With about 140 people at the first Thanksgiving – the Indians outnumbering the settlers 2 to 1 – both groups enjoyed the harvest foods of September.

However, many myths surround the first Thanksgiving and what the settlers and Indians looked like.

The settlers were known as "Old Comers" or "First Comers" but weren’t called "Pilgrims" until more than a century after the first Thanksgiving. The Indians wore modest clothing that did not include big headdresses of feathers.

Also missing from the settlers were the big black hats with buckles and the blunderbusses – muskets with large-mouth barrels. And the settlers didn’t live in log cabins, but wooden frame houses.

Despite common belief, the Indians weren’t invited to give "thanks" but simply to enjoy the September harvest.

The Indians brought some of the foods they grew in America and the white settlers brought foods that were more common in England. There was much wild game, corn and vegetables. The merriment also included strong drink, including ale and brandy. But neither the Indians nor the settlers had learned how to grow potatoes or tea or coffee or how to make Indian pudding. Also missing were forks to eat with and popcorn.

Although an important landmark when the Mayflower landed, Plymouth Rock had nothing to do with the first Thanksgiving. Also, there was no official proclamation for the first Thanksgiving until June 1676. Instead, the first feast was more of a spontaneous celebration.

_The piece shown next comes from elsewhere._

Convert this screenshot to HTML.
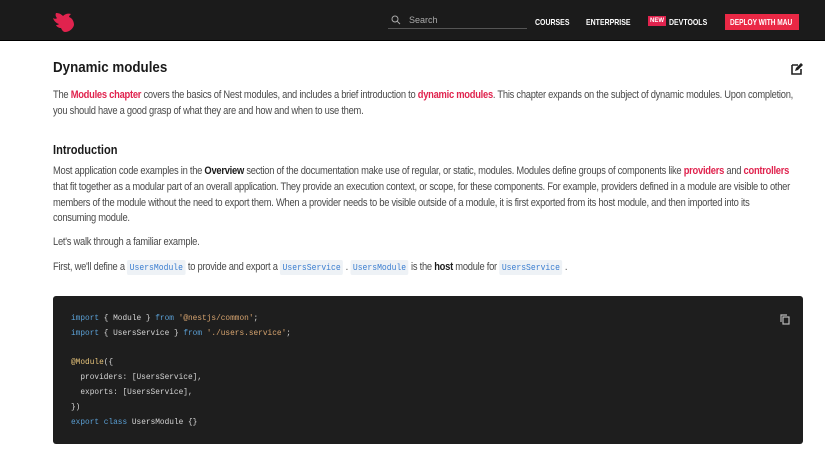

Turkeys, on the other hand, did play a big part in the first Thanksgiving feast and were later proposed by Benjamin Franklin to become the national bird of the United States. Because of the limited vegetables, stuffing – a combination of cornbread, green onions, chicken broth, parsley and other spices – became an early tradition.

Despite the efforts of many, Thanksgiving did not become a national holiday until 1863 when President Abraham Lincoln signed a proclamation formally establishing the fourth Thursday of November as the national day to give thanks.

Canada later adopted its own Thanksgiving holiday, celebrated in October of each year.

The First Thanksgiving Proclamation


June 20, 1676

On June 20, 1676, the governing council of Charlestown, Mass., met to determine how to express thanks for their young community’s good fortune. By unanimous vote they instructed clerk Edward Rawson to proclaim June 29 as a day of thanksgiving, our nation’s first.

The following is the original text of the proclamation.

"The Holy God having by a long and Continual Series of his Afflictive dispensations in and by the present Warr with the Heathen Natives of this land, written and brought to pass bitter things against his own Covenant people in this wilderness, yet so that we evidently discern that in the midst of his judgments he hath remembered mercy, having remembered his Footstool in the day of his sore displeasure against us for our sins, with many singular Intimations of his Fatherly Compassion, and regard; reserving many of our Towns from Desolation Threatened, and attempted by the Enemy, and giving us especially of late with many of our Confederates many signal Advantages against them, without such Disadvantage to ourselves as formerly we have been sensible of, if it be the Lord’s mercy that we are not consumed, It certainly bespeaks our positive Thankfulness, when our Enemies are in any measure disappointed or destroyed; and fearing the Lord should take notice under so many Intimations of his returning mercy, we should be found an Insensible people, as not standing before Him with Thanksgiving, as well as lading him with our Complaints in the time of pressing Afflictions:

The Council has thought meet to appoint and set apart the 29th day of this instant June, as a day of Solemn Thanksgiving and praise to God for such his Goodness and Favour, many Particulars of which mercy might be Instanced, but we doubt not those who are sensible of God’s Afflictions, have been as diligent to espy him returning to us; and that the Lord may behold us as a People offering Praise and thereby glorifying Him; the Council doth commend it to the Respective Ministers, Elders and people of this Jurisdiction; Solemnly and seriously to keep the same Beseeching that being persuaded by the mercies of God we may all, even this whole people offer up our bodies and souls as a living and acceptable Service unto God by Jesus Christ."